If it sometimes seems as though different groups of people inhabit entirely different realities, it’s because they do.

Reality: 0. Greatest Happiness Machine: 1.

Picking up the pace and entering the Greatest Happiness Machine at a full run, we now have AI and the possibility of artificial relationships. Who needs the hassle, the compromises and – God forbid – the alternative opinions that come in a relationship with a live human being? Isn’t it just so much easier to get involved with someone (something?) whose sole reason for existing is to please you?

I give you Replika, the AI “friend” whose appearance, personality and interests are all completely up to you. They’ll only tell you what you want to hear and never hold you to account for your behaviour.
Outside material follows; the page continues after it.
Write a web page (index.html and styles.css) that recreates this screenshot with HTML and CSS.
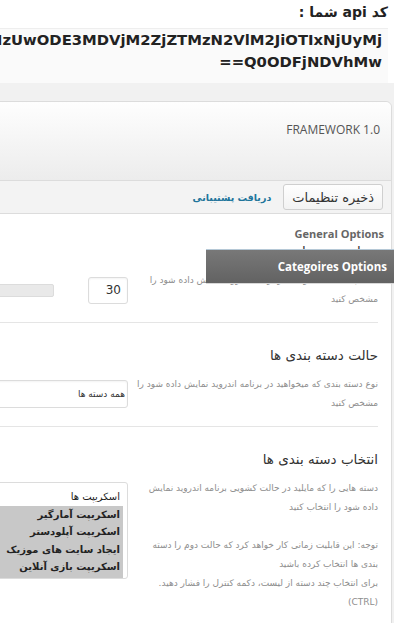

Social skills, so necessary for human survival for so long, are redundant.

Pay a little more and you can even take your relationship to the “next level” (yes, really). Never again will you have to accept flaws in your romantic partner. Everything is all about you, and your echochamber is more tightly sealed than ever.

Sure, right now this technology is in its infancy. Your AI friend or lover looks like a cartoon and the conversation is a bit limited. But this technology is only going to get better; and once it’s combined with sex-robot technology, it’s not hard to see where it’s all going.
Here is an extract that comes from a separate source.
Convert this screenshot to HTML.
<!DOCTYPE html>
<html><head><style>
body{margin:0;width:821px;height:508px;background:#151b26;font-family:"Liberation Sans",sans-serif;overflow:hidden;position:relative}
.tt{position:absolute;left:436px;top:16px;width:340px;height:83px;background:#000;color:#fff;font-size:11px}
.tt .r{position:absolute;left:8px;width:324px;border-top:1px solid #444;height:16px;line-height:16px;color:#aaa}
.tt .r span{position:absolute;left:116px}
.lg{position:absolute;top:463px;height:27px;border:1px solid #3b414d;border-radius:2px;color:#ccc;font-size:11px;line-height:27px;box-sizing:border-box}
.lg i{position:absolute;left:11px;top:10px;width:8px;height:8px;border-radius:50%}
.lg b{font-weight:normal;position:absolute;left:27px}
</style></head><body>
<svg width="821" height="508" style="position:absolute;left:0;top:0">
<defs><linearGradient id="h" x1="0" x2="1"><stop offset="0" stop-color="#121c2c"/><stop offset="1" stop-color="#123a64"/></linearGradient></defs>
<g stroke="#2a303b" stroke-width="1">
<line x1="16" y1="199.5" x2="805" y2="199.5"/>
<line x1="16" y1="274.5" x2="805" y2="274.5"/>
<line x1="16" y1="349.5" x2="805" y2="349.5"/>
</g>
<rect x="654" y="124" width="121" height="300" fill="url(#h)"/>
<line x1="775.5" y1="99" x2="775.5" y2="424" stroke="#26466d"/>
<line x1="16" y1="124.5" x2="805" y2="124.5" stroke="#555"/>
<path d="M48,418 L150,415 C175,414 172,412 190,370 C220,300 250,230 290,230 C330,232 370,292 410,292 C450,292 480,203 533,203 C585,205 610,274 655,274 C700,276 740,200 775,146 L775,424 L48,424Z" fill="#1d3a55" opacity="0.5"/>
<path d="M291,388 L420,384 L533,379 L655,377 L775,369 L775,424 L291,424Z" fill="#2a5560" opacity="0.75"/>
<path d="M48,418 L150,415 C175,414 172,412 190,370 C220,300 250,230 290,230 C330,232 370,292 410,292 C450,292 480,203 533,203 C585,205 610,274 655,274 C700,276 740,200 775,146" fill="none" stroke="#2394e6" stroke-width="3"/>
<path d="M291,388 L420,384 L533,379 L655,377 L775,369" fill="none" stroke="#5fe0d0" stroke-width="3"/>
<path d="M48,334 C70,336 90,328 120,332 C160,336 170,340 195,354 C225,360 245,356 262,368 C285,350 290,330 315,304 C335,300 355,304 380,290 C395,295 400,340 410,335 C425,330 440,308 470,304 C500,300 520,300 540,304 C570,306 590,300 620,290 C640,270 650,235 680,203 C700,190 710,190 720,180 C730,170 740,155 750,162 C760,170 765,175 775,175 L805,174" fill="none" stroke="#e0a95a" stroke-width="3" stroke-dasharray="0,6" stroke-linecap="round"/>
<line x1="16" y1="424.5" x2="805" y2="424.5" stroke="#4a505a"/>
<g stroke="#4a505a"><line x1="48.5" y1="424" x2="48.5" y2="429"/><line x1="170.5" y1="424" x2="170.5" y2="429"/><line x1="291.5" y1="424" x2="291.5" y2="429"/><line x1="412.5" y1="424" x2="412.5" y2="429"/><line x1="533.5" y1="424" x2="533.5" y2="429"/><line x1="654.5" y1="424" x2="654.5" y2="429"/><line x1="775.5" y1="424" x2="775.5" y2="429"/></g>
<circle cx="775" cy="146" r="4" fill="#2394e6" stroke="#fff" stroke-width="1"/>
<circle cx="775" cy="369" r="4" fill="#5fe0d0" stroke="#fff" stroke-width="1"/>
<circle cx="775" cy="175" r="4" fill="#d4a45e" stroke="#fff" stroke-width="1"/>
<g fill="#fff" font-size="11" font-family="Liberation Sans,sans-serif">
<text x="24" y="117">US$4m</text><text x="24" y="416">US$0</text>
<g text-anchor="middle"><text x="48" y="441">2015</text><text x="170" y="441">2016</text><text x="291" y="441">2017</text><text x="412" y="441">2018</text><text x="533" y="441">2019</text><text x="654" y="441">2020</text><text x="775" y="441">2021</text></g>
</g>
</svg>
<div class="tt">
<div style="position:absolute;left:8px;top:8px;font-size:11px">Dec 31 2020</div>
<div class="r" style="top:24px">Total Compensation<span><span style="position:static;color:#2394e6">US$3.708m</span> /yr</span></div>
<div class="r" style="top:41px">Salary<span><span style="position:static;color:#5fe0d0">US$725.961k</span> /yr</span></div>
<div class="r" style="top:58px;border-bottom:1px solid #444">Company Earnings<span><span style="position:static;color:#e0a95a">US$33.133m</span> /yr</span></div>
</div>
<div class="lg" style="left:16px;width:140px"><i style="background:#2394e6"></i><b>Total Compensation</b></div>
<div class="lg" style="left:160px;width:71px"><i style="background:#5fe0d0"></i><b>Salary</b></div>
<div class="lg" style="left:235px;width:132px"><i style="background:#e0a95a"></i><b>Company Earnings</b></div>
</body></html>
When your AI sweetheart looks, sounds and even feels like a real human being – except perfect in every conceivable way – how many people do you think will be motivated to brave the trials, tribulations and inevitable heartaches of the real dating world?

Reality: 0. Greatest Happiness Machine: 2.

Plummeting headlong into the Greatest Happiness Machine now, actual virtual reality is well on its way. Those VR goggles into which you insert your phone and wreck your eyes are only the beginning. Mark Zuckerberg’s “Meta” platform envisions social media moving entirely into a virtual world.

This will make the days of scrolling through a social media feed on your phone look like the times when we got our information from rock tablets. You will have an avatar where you get to look however you want to look, and you will interact with other people’s avatars. You may even be able to take your date to virtual paradises with virtual bars and virtual restaurants. Better yet, take your AI Replika.

And I have to admit – despite the fact that it will profoundly magnify all the problems that already exist with social media in terms of echochambers, loss of privacy, mass surveillance, corporations manipulating and marketing to you by controlling your perception of reality, and that it will be almost certainly be hacked3 – it sounds fun. But then, so does the Greatest Happiness Machine.

And again, the technology will only get better. The virtual world will only become more and more enticing, and reality will only become more and more lame by comparison. One day, we might well be able to ditch the goggles and experience actual full immersion; it’s where they ultimately want to take this, after all.

We already know how addictive social media is. How much more so would be a social media virtual world? And when life in a virtual world is no longer some outlandish thought experiment, but instead is just the new “normal,” just how far will that 29% figure (who say “yes” to Nozick’s offer) begin to climb?

How long will it be before we see the first volunteers signing up to “plug in for good”?

Reality: 0. Greatest Happiness Machine: 3.

Game over?

unplugging from the machine

I, for one, am not throwing in the towel just yet.

Plugging into the Greatest Happiness Machine’s gilded cage is a choice. Sure, it’s poised to become a harder choice in the future than it was when it was just a harmless thought experiment without any real consequences, but it’s still a choice. We can still choose reality.

And if the real world is too “boring” for you, well there are solutions to that. And since this is a mindfulness blog, I’m going to be completely predictable and recommend mindfulness.

As I’ve written before, boredom isn’t really possible in a state of mindfulness. You don’t need a perfect paradise, a perfect adventure or a perfect partner to make life interesting. When you can experience sheer bliss – and pleasure, actually – simply by following the breath or the sun’s warmth on your face, everything becomes intensely, overwhelmingly, interesting.

Mindfulness means acceptance of things as they are, in all their messy imperfection. Imperfection is beautiful; think moss-covered rocks, castle ruins, entangled jungles, or that ugly but loveable pet dog.

The partner who sings off-key in the shower, who’s a bit clumsy sometimes, who you can take care of when they’re down, who will hold you to account for your nonsense and make you a better person.

The connections to be made in the real world are far more deep, far more meaningful, than can ever be experienced with a “perfect” AI ghost in the “perfect” dystopia of meaninglessness that is virtual reality.4

You could say, in fact, that it is perfection that is boring.

Let’s work on making the real world better, not our empty fantasies.

Let’s make life meaningful again.

Footnotes

  1. Nozick, R. (1974). Anarchy, State and Utopia. Basic Books, 2013.
  2. Hindrinks, F.; Douven, I., (1 Dec 2017). Nozick’s Experience Machine: An Empirical Study. Philosophical Psychology.
  3. Rosenberg, L. (6 November, 2021). Metaverse: Augmented Reality Pioneer Warns it Could Be Far Worse Than Social Media. BigThink.
  4. Breines, J. (30 June 2015). 5 “Flaws” That Just Make You More Loveable. Psychology Today.